[What is expected]
Which lines contain the word "TypeScript"? Return each of them as written.

[Task material]

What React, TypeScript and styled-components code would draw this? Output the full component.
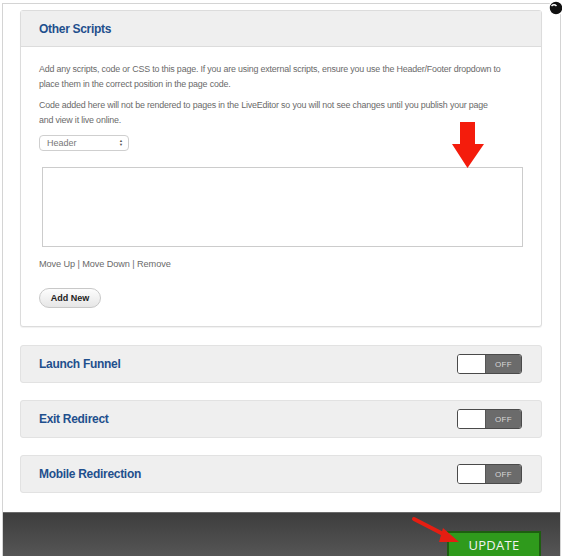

...

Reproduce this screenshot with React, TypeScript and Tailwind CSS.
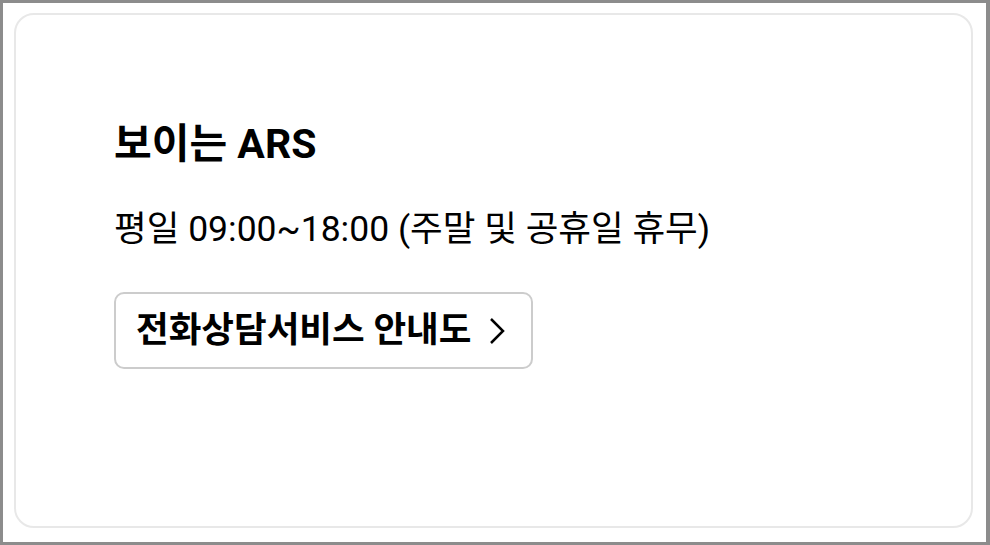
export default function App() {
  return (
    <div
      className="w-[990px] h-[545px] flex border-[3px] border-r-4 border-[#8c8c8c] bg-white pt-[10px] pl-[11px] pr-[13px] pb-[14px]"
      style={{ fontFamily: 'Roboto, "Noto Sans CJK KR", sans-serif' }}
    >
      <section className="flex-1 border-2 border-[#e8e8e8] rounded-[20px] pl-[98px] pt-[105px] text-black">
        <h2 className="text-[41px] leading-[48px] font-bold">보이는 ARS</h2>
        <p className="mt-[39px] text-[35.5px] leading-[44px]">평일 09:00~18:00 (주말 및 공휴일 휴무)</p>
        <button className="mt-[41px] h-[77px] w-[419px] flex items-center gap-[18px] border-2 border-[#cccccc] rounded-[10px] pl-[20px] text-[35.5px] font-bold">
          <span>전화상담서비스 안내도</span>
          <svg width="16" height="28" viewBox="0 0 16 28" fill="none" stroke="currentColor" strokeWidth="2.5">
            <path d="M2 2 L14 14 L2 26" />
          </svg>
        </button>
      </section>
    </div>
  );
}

...

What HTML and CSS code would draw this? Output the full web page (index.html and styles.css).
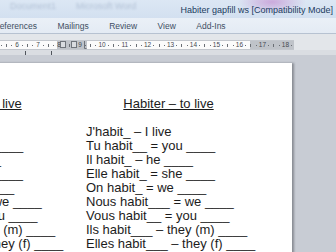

[Task result]
What React, TypeScript and styled-components code would draw this? Output the full component.
Reproduce this screenshot with React, TypeScript and Tailwind CSS.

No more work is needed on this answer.